- **Exercise brief**
Every line below should be copied exactly; drop the pictures.

** start of Material **

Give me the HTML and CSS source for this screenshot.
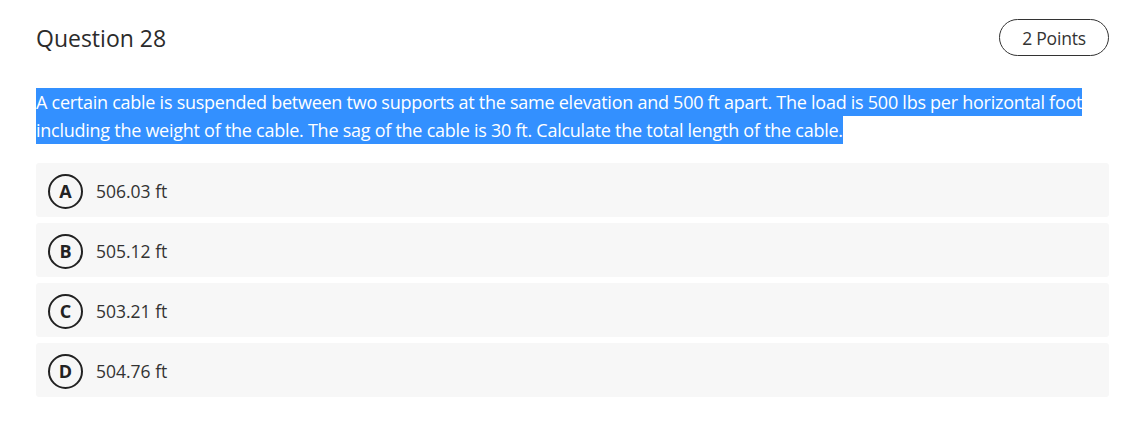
FILE: index.html
```html
<!DOCTYPE html>
<html lang="en">
  <head>
    <meta charset="UTF-8" />
    <meta name="viewport" content="width=device-width, initial-scale=1.0" />
    <title>Question 28</title>
    <link rel="stylesheet" href="styles.css">
  </head>
  <body>
    <div class="question">
      <div class="question-header">
        <h2>Question 28</h2>
        <span class="points">2 Points</span>
      </div>

      <p class="question-text">
        <span class="selected">A certain cable is suspended between two supports at the same elevation and 500 ft apart. The load is 500 lbs per horizontal foot including the weight of the cable. The sag of the cable is 30 ft. Calculate the total length of the cable.</span>
      </p>

      <div class="choices">
        <div class="choice">
          <span class="letter">A</span>
          <span class="answer">506.03 ft</span>
        </div>
        <div class="choice">
          <span class="letter">B</span>
          <span class="answer">505.12 ft</span>
        </div>
        <div class="choice">
          <span class="letter">C</span>
          <span class="answer">503.21 ft</span>
        </div>
        <div class="choice">
          <span class="letter">D</span>
          <span class="answer">504.76 ft</span>
        </div>
      </div>
    </div>
  </body>
</html>
```

FILE: styles.css
```css
body {
  margin: 0;
  font-family: "Open Sans", "Noto Sans", sans-serif;
  color: #333;
  background: white;
}
.question {
  padding: 19px 30px 20px 36px;
}
.question-header {
  display: flex;
  justify-content: space-between;
  align-items: center;
  height: 37px;
}
h2 {
  margin: 0;
  font-size: 23px;
  font-weight: normal;
  color: #2b2b2b;
}
.points {
  display: flex;
  align-items: center;
  justify-content: center;
  box-sizing: border-box;
  width: 110px;
  height: 37px;
  border: 1px solid #333;
  border-radius: 19px;
  font-size: 17.5px;
  letter-spacing: -0.2px;
}
.question-text {
  margin: 32px 0 0;
  font-size: 18px;
  line-height: 28px;
  letter-spacing: -0.26px;
}
.selected {
  background-color: #3390ff;
  color: white;
  padding: 2px 0;
}
.choices {
  display: flex;
  flex-direction: column;
  gap: 6px;
  margin-top: 19px;
}
.choice {
  display: flex;
  align-items: center;
  gap: 13px;
  height: 54px;
  padding: 2px 12px 0;
  box-sizing: border-box;
  background-color: #f7f7f7;
  border-radius: 3px;
}
.letter {
  display: flex;
  align-items: center;
  justify-content: center;
  box-sizing: border-box;
  width: 35px;
  height: 35px;
  border: 2px solid #222;
  border-radius: 50%;
  font-size: 18px;
  font-weight: bold;
  color: #222;
}
.answer {
  font-size: 17.5px;
}
```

** end of Material **

- **Result**
Give me the HTML and CSS source for this screenshot.
FILE: index.html
```html
<!DOCTYPE html>
<html lang="en">
  <head>
    <meta charset="UTF-8" />
    <meta name="viewport" content="width=device-width, initial-scale=1.0" />
    <title>Question 28</title>
    <link rel="stylesheet" href="styles.css">
  </head>
  <body>
    <div class="question">
      <div class="question-header">
        <h2>Question 28</h2>
        <span class="points">2 Points</span>
      </div>

      <p class="question-text">
        <span class="selected">A certain cable is suspended between two supports at the same elevation and 500 ft apart. The load is 500 lbs per horizontal foot including the weight of the cable. The sag of the cable is 30 ft. Calculate the total length of the cable.</span>
      </p>

      <div class="choices">
        <div class="choice">
          <span class="letter">A</span>
          <span class="answer">506.03 ft</span>
        </div>
        <div class="choice">
          <span class="letter">B</span>
          <span class="answer">505.12 ft</span>
        </div>
        <div class="choice">
          <span class="letter">C</span>
          <span class="answer">503.21 ft</span>
        </div>
        <div class="choice">
          <span class="letter">D</span>
          <span class="answer">504.76 ft</span>
        </div>
      </div>
    </div>
  </body>
</html>
```

FILE: styles.css
```css
body {
  margin: 0;
  font-family: "Open Sans", "Noto Sans", sans-serif;
  color: #333;
  background: white;
}
.question {
  padding: 19px 30px 20px 36px;
}
.question-header {
  display: flex;
  justify-content: space-between;
  align-items: center;
  height: 37px;
}
h2 {
  margin: 0;
  font-size: 23px;
  font-weight: normal;
  color: #2b2b2b;
}
.points {
  display: flex;
  align-items: center;
  justify-content: center;
  box-sizing: border-box;
  width: 110px;
  height: 37px;
  border: 1px solid #333;
  border-radius: 19px;
  font-size: 17.5px;
  letter-spacing: -0.2px;
}
.question-text {
  margin: 32px 0 0;
  font-size: 18px;
  line-height: 28px;
  letter-spacing: -0.26px;
}
.selected {
  background-color: #3390ff;
  color: white;
  padding: 2px 0;
}
.choices {
  display: flex;
  flex-direction: column;
  gap: 6px;
  margin-top: 19px;
}
.choice {
  display: flex;
  align-items: center;
  gap: 13px;
  height: 54px;
  padding: 2px 12px 0;
  box-sizing: border-box;
  background-color: #f7f7f7;
  border-radius: 3px;
}
.letter {
  display: flex;
  align-items: center;
  justify-content: center;
  box-sizing: border-box;
  width: 35px;
  height: 35px;
  border: 2px solid #222;
  border-radius: 50%;
  font-size: 18px;
  font-weight: bold;
  color: #222;
}
.answer {
  font-size: 17.5px;
}
```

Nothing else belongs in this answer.